For many SaaS finance teams, syncing HubSpot deals directly to Xero invoices feels like a sensible efficiency gain.
Deals close. Invoices are generated automatically. Cash is collected. Nothing appears broken.
That’s precisely the problem.
When deal-to-invoice syncing runs without explicit financial controls, risk doesn’t show up as an error. It accumulates quietly, month after month, until scrutiny arrives.
Why Deal-to-Invoice Syncs Feel Harmless at First
Early on, the workflow looks clean:
- Deals move to “closed won”
- Invoices are created automatically
- Revenue appears to follow naturally
There are no obvious failures. Finance doesn’t see alerts. Sales isn’t blocked. Close still completes.
This creates a dangerous assumption:
If nothing is failing, controls must already exist.
In reality, controls are often absent, simply untested.
What Financial Controls Actually Do in a SaaS Context
Financial controls are not about slowing teams down or adding approvals for their own sake.
In SaaS, controls exist to enforce:
- Timing — when revenue is recognized
- Classification — how revenue is treated
- Consistency — how changes are handled over time
When contracts evolve, expansions, downgrades, partial billing, credits, controls ensure outcomes remain predictable.
Without them, every exception becomes a manual judgment call.
The Hidden Costs That Build Without Financial Controls
These costs don’t appear on a dashboard. They surface operationally, then strategically.
Manual reconciliation becomes permanent
What starts as a “temporary check” becomes a recurring task. Spreadsheets persist. Reviews lengthen. Finance absorbs work the system should be enforcing.
Reporting confidence erodes silently
Metrics still exist, but explanations grow longer. ARR needs footnotes. Revenue narratives shift slightly each month.
Trust erodes without a single visible failure.
Audit and diligence risk increases
Controls aren’t tested when things are easy. They’re tested during audits, due diligence, or board scrutiny.
At that point, historical inconsistencies are expensive to unwind — and credibility is hard to restore.
Why Integrations Don’t Enforce Financial Controls
This is a structural limitation, not a configuration issue.

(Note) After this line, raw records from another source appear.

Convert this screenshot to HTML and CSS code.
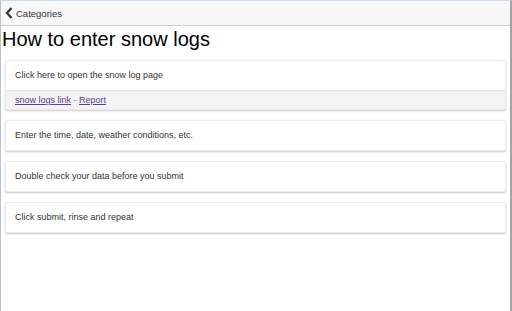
FILE: index.html
```html
<!DOCTYPE html>
<html lang="en">
<head>
  <title>How to enter snow logs</title>
  <meta name="viewport" content="width=device-width, initial-scale=1">
  <link rel="stylesheet" href="styles.css">
</head>
<body>
  <div class="frame">
    <div class="topbar">
      <a href="#" class="back-link">
        <svg class="chevron" width="8" height="12" viewBox="0 0 8 12">
          <path d="M6.5 1 L2 6 L6.5 11" fill="none" stroke="#333" stroke-width="2.2"/>
        </svg>
        <span>Categories</span>
      </a>
    </div>

    <h1 class="title">How to enter snow logs</h1>

    <div class="steps">
      <div class="card">
        <div class="card-body">Click here to open the snow log page</div>
        <div class="card-footer">
          <a href="#">snow logs link</a> - <a href="#">Report</a>
        </div>
      </div>
      <div class="card">
        <div class="card-body">Enter the time, date, weather conditions, etc.</div>
      </div>
      <div class="card">
        <div class="card-body">Double check your data before you submit</div>
      </div>
      <div class="card">
        <div class="card-body">Click submit, rinse and repeat</div>
      </div>
    </div>
  </div>
</body>
</html>
```

FILE: styles.css
```css
html, body {
  margin: 0;
  padding: 0;
  height: 100%;
}

body {
  font-family: "Liberation Sans", Arial, sans-serif;
  background-color: #fff;
  color: #333;
}

.frame {
  box-sizing: border-box;
  height: 311px;
  border-top: 1px solid #c8d8ee;
  border-left: 1px solid #b9c1cc;
  border-right: 2px solid #a4a4a4;
  overflow: hidden;
}

.topbar {
  height: 24px;
  background-color: #f7f7f7;
  border-bottom: 1px solid #cfcfcf;
  display: flex;
  align-items: center;
  padding-left: 4px;
}

.back-link {
  display: flex;
  align-items: center;
  gap: 3px;
  color: #333;
  text-decoration: none;
  font-size: 9.5px;
}

.chevron {
  display: block;
}

.title {
  margin: 0 0 8px 1px;
  font-size: 20px;
  font-weight: normal;
  line-height: 26px;
  color: #000;
}

.steps {
  display: flex;
  flex-direction: column;
  gap: 10px;
  padding: 0 4px;
}

.card {
  background-color: #fff;
  border: 1px solid #ececec;
  border-radius: 2px;
  box-shadow: 0 1px 2px rgba(0, 0, 0, 0.22);
}

.card-body {
  font-size: 9px;
  line-height: 13px;
  padding: 8px 9px;
}

.card-footer {
  font-size: 9px;
  line-height: 13px;
  padding: 3px 9px 2px;
  background-color: #f3f3f3;
  border-top: 1px solid #e3e3e3;
  color: #888;
}

.card-footer a {
  color: #5a3e92;
  text-decoration: underline;
}
```
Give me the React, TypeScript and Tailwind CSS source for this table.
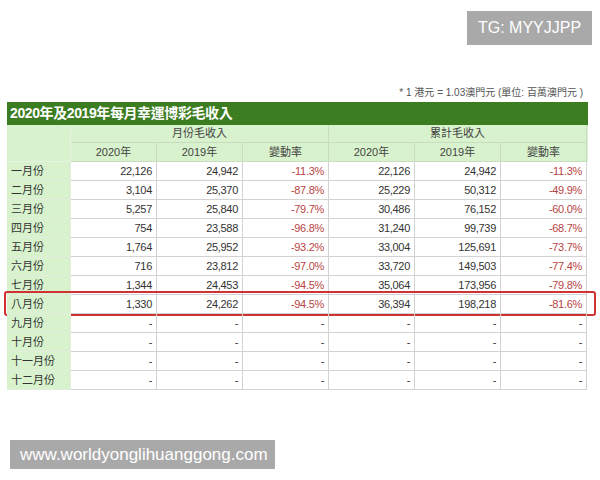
const FONT = "font-['Liberation_Sans','Noto_Sans_CJK_TC',sans-serif]";

type Row = [string, string, string, string, string, string, string];

const rows: Row[] = [
  ["一月份", "22,126", "24,942", "-11.3%", "22,126", "24,942", "-11.3%"],
  ["二月份", "3,104", "25,370", "-87.8%", "25,229", "50,312", "-49.9%"],
  ["三月份", "5,257", "25,840", "-79.7%", "30,486", "76,152", "-60.0%"],
  ["四月份", "754", "23,588", "-96.8%", "31,240", "99,739", "-68.7%"],
  ["五月份", "1,764", "25,952", "-93.2%", "33,004", "125,691", "-73.7%"],
  ["六月份", "716", "23,812", "-97.0%", "33,720", "149,503", "-77.4%"],
  ["七月份", "1,344", "24,453", "-94.5%", "35,064", "173,956", "-79.8%"],
  ["八月份", "1,330", "24,262", "-94.5%", "36,394", "198,218", "-81.6%"],
  ["九月份", "-", "-", "-", "-", "-", "-"],
  ["十月份", "-", "-", "-", "-", "-", "-"],
  ["十一月份", "-", "-", "-", "-", "-", "-"],
  ["十二月份", "-", "-", "-", "-", "-", "-"],
];

const cols = "grid grid-cols-[64px_86px_86px_86px_86px_86px_86px]";

const App = () => {
  return (
    <div className={`relative w-[600px] h-[480px] bg-white overflow-hidden ${FONT}`}>
      {/* watermark top right */}
      <div className="absolute left-[467px] top-[11px] w-[125px] h-[34px] bg-[#a9a9a9] flex items-center justify-center text-white text-[16px]">
        TG: MYYJJPP
      </div>

      <div className="ml-[7px] w-[581px] pt-[86px]">
        <p className="h-[14px] mb-[2px] pr-[5px] text-right text-[10px] leading-[14px] text-[#555]">
          * 1 港元 = 1.03澳門元 (單位: 百萬澳門元 )
        </p>

        <div className="h-[23px] bg-[#3d7d22] px-[3px] flex items-center text-white text-[14px] font-bold tracking-[-0.4px]">
          2020年及2019年每月幸運博彩毛收入
        </div>

        {/* header */}
        <div className={`${cols} grid-rows-[18px_19px] text-[11px] text-[#444] bg-[#d8f2cd]`}>
          <div className="row-span-2 border-r border-b border-[#e6f3df]" />
          <div className="col-span-3 border-r border-b border-[#c9dcc0] flex items-center justify-center">月份毛收入</div>
          <div className="col-span-3 border-r border-b border-[#c9dcc0] flex items-center justify-center">累計毛收入</div>
          {["2020年", "2019年", "變動率", "2020年", "2019年", "變動率"].map((h, i) => (
            <div key={i} className="border-r border-b border-[#c9dcc0] flex items-center justify-center">
              {h}
            </div>
          ))}
        </div>

        {/* body */}
        {rows.map((r) => (
          <div key={r[0]} className={`relative ${cols} text-[11px] text-[#333]`}>
            <div className="h-[19px] px-[4px] flex items-center bg-[#d8f2cd] border-r border-b border-[#e2eedb]">{r[0]}</div>
            {r.slice(1).map((v, i) => (
              <div
                key={i}
                className={`h-[19px] px-[4px] flex items-center justify-end tracking-[-0.3px] border-r border-b border-[#d2d2d2] ${
                  (i === 2 || i === 5) && v !== "-" ? "text-[#b84444]" : ""
                }`}
              >
                {v}
              </div>
            ))}
            {r[0] === "八月份" && (
              <span className="absolute -left-[3px] -right-[8px] -top-[4px] -bottom-[2px] border-[2.5px] border-[#cf3232] rounded-[3px] pointer-events-none" />
            )}
          </div>
        ))}
      </div>

      {/* watermark bottom left */}
      <div className="absolute left-[10px] top-[440px] w-[265px] h-[29px] bg-[#a9a9a9] flex items-center px-[10px] text-white text-[17px]">
        www.worldyonglihuanggong.com
      </div>
    </div>
  );
};

export default App;
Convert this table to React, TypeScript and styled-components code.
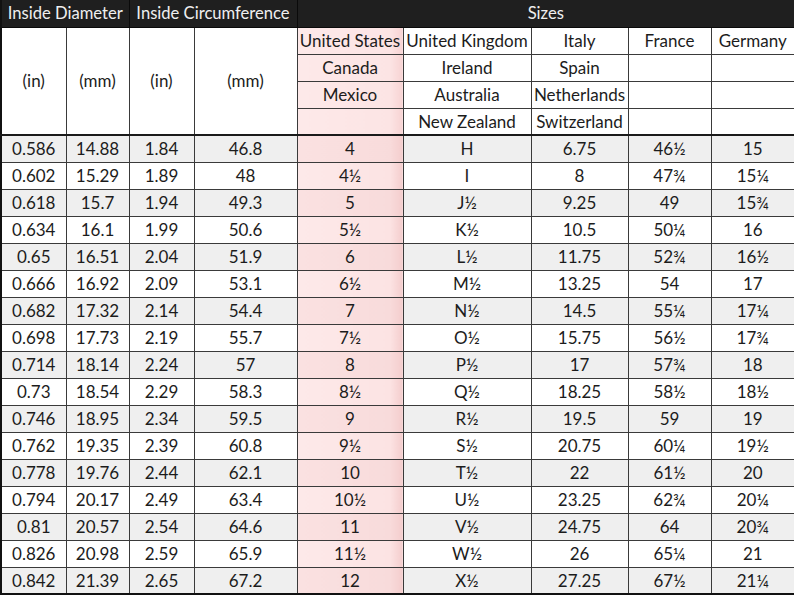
import React from "react";
import styled, { createGlobalStyle } from "styled-components";

const Global = createGlobalStyle`
  html, body { margin: 0; padding: 0; background: #fff; }
  body { font-family: Lato, "Open Sans", sans-serif; }
`;

const Table = styled.table`
  width: 794px;
  table-layout: fixed;
  border-collapse: collapse;
  border: 2px solid #111;
  border-top: 0;
  color: #1c1c1c;
  font-size: 17px;
`;

const HeadRow = styled.tr`
  height: 27px;
  background: #1f1f1f;
`;

const HeadCell = styled.th`
  color: #efefef;
  font-weight: 400;
  font-size: 16.6px;
  padding: 0;
  text-align: center;
  border: 1px solid #0a0a0a;
  border-top: 0;
  white-space: nowrap;
  overflow: hidden;
`;

const SubRow = styled.tr`
  height: 27px;
`;

const UnitCell = styled.td`
  text-align: center;
  padding: 0;
  background: #fff;
  border: 1px solid #3a3a3a;
  border-bottom: 2px solid #1a1a1a;
`;

const CountryCell = styled.td<{ $us?: boolean; $last?: boolean }>`
  text-align: center;
  padding: 0;
  white-space: nowrap;
  overflow: hidden;
  border: 1px solid #3a3a3a;
  ${(p) => (p.$last ? "border-bottom: 2px solid #1a1a1a;" : "")}
  background: ${(p) =>
    p.$us ? "linear-gradient(90deg, #fde9e9 0%, #fce4e4 88%, #f7d3d3 100%)" : "#fff"};
`;

const DataRow = styled.tr<{ $shaded: boolean }>`
  height: 27px;
  background: ${(p) => (p.$shaded ? "#efefef" : "#fff")};
`;

const DataCell = styled.td<{ $us?: boolean; $shaded?: boolean }>`
  text-align: center;
  padding: 0;
  white-space: nowrap;
  border: 1px solid #3a3a3a;
  ${(p) =>
    p.$us
      ? `background: linear-gradient(90deg, ${p.$shaded ? "#fae1e1" : "#fde9e9"} 0%, ${
          p.$shaded ? "#f8dbdb" : "#fce3e3"
        } 88%, #f4cdcd 100%);`
      : ""}
`;

const widths = [65, 63, 65, 103, 106, 128, 97, 83, 84];

const countries: string[][] = [
  ["United States", "United Kingdom", "Italy", "France", "Germany"],
  ["Canada", "Ireland", "Spain", "", ""],
  ["Mexico", "Australia", "Netherlands", "", ""],
  ["", "New Zealand", "Switzerland", "", ""],
];

const rows: string[][] = [
  ["0.586", "14.88", "1.84", "46.8", "4", "H", "6.75", "46½", "15"],
  ["0.602", "15.29", "1.89", "48", "4½", "I", "8", "47¾", "15¼"],
  ["0.618", "15.7", "1.94", "49.3", "5", "J½", "9.25", "49", "15¾"],
  ["0.634", "16.1", "1.99", "50.6", "5½", "K½", "10.5", "50¼", "16"],
  ["0.65", "16.51", "2.04", "51.9", "6", "L½", "11.75", "52¾", "16½"],
  ["0.666", "16.92", "2.09", "53.1", "6½", "M½", "13.25", "54", "17"],
  ["0.682", "17.32", "2.14", "54.4", "7", "N½", "14.5", "55¼", "17¼"],
  ["0.698", "17.73", "2.19", "55.7", "7½", "O½", "15.75", "56½", "17¾"],
  ["0.714", "18.14", "2.24", "57", "8", "P½", "17", "57¾", "18"],
  ["0.73", "18.54", "2.29", "58.3", "8½", "Q½", "18.25", "58½", "18½"],
  ["0.746", "18.95", "2.34", "59.5", "9", "R½", "19.5", "59", "19"],
  ["0.762", "19.35", "2.39", "60.8", "9½", "S½", "20.75", "60¼", "19½"],
  ["0.778", "19.76", "2.44", "62.1", "10", "T½", "22", "61½", "20"],
  ["0.794", "20.17", "2.49", "63.4", "10½", "U½", "23.25", "62¾", "20¼"],
  ["0.81", "20.57", "2.54", "64.6", "11", "V½", "24.75", "64", "20¾"],
  ["0.826", "20.98", "2.59", "65.9", "11½", "W½", "26", "65¼", "21"],
  ["0.842", "21.39", "2.65", "67.2", "12", "X½", "27.25", "67½", "21¼"],
];

export default function App() {
  return (
    <>
      <Global />
      <Table>
        <colgroup>
          {widths.map((w, i) => (
            <col key={i} style={{ width: w }} />
          ))}
        </colgroup>
        <thead>
          <HeadRow>
            <HeadCell colSpan={2}>Inside Diameter</HeadCell>
            <HeadCell colSpan={2}>Inside Circumference</HeadCell>
            <HeadCell colSpan={5}>Sizes</HeadCell>
          </HeadRow>
          {countries.map((c, r) => (
            <SubRow key={r}>
              {r === 0 && (
                <>
                  <UnitCell rowSpan={4}>(in)</UnitCell>
                  <UnitCell rowSpan={4}>(mm)</UnitCell>
                  <UnitCell rowSpan={4}>(in)</UnitCell>
                  <UnitCell rowSpan={4}>(mm)</UnitCell>
                </>
              )}
              {c.map((name, i) => (
                <CountryCell key={i} $us={i === 0} $last={r === 3}>
                  {name}
                </CountryCell>
              ))}
            </SubRow>
          ))}
        </thead>
        <tbody>
          {rows.map((row, r) => (
            <DataRow key={r} $shaded={r % 2 === 0}>
              {row.map((v, i) => (
                <DataCell key={i} $us={i === 4} $shaded={r % 2 === 0}>
                  {v}
                </DataCell>
              ))}
            </DataRow>
          ))}
        </tbody>
      </Table>
    </>
  );
}
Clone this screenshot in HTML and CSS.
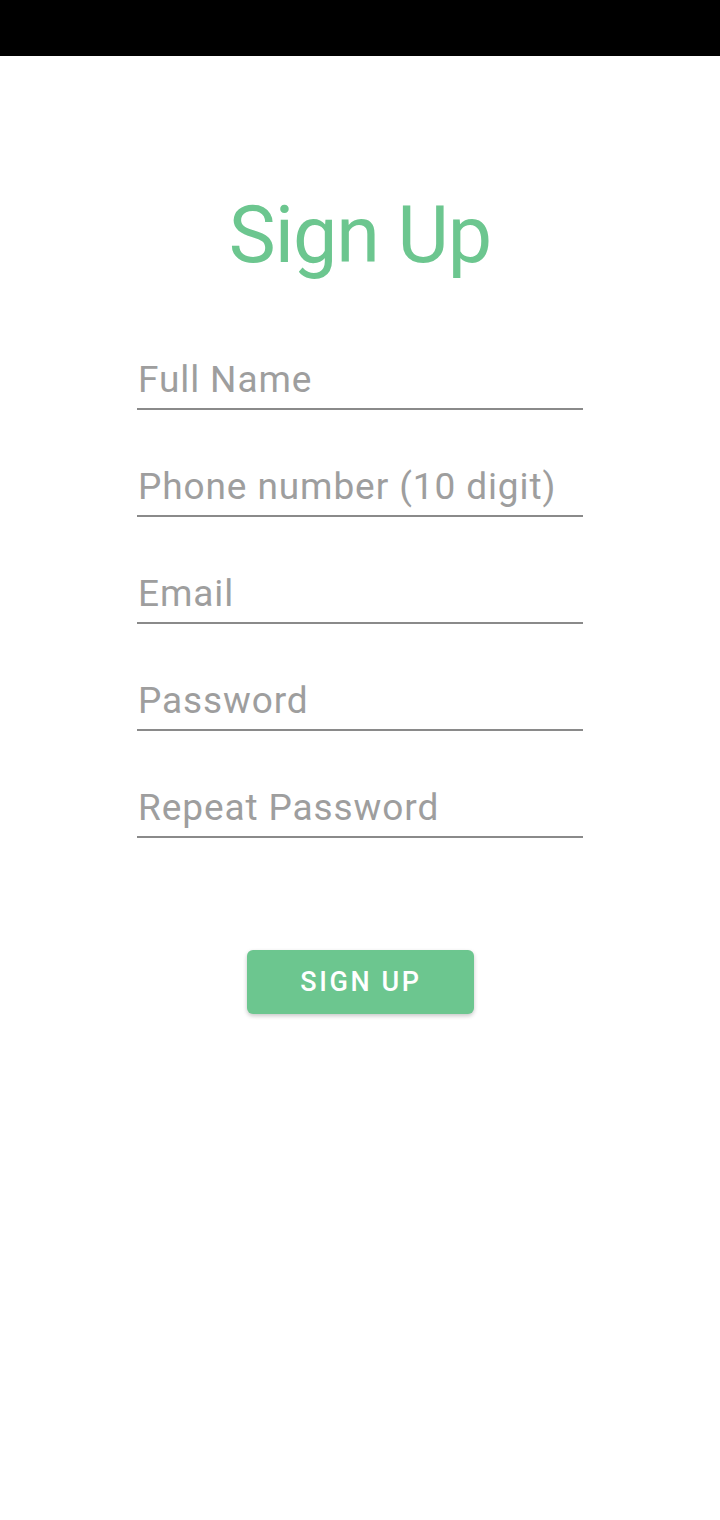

Integrations are designed to move data, not to govern outcomes. They sync what happened, not whether it should have happened that way.
CRM-driven workflows can’t enforce accounting safeguards. Accounting systems don’t control sales behavior. Without a governing layer, controls fall to people.
How Finance Teams End Up Carrying the Control Burden
When systems don’t enforce rules, finance does.
Controls shift from automation to:
- Reviews
- Spot checks
- Manual adjustments
- Post-hoc explanations
Close becomes heavier. Risk concentrates in people instead of systems. Finance becomes the backstop for every edge case.
This is control debt — and it compounds.
When Control Debt Becomes a CFO Problem
Control gaps often surface at the worst possible time:
- Board scrutiny increases
- Investors ask deeper questions
- Auditors examine historical consistency
Suddenly, “nothing ever broke” isn’t a defense. CFOs are forced to explain why controls relied on effort instead of enforcement.
This is when teams realize the cost wasn’t avoided; it was deferred.
How Finance Teams Reintroduce Controls Without Rebuilding Everything
The solution isn’t ripping out systems or slowing growth.
It’s introducing:
- Finance-owned revenue logic
- Automated enforcement across workflows
- Audit-ready processes that don’t depend on memory
Controls should live in systems, not calendars.
How ScaleXP Prevents Control Debt From Accumulating
ScaleXP sits between HubSpot and Xero as a finance intelligence layer.
HubSpot remains the system of sales intent.
Xero remains the system of record.
ScaleXP enforces finance-owned logic consistently across deal changes, invoices, and periods.
In practice, this means:
- Revenue rules are applied automatically
- Adjustments are auditable and repeatable
- Controls are enforced without relying on people
Most teams automate month-end close in three weeks, then integrate CRM data in the following three weeks — putting controls in place before scrutiny arrives.
This isn’t about adding friction. It’s about removing risk.
When financial controls are enforced automatically:
- Retroactive fixes decline
- Audit and diligence risk drops
- Finance regains confidence without adding headcount
If syncing HubSpot deals to Xero invoices hasn’t caused issues yet, it doesn’t mean the system is safe. It means the cost hasn’t surfaced.
That’s the hidden risk most teams only see too late.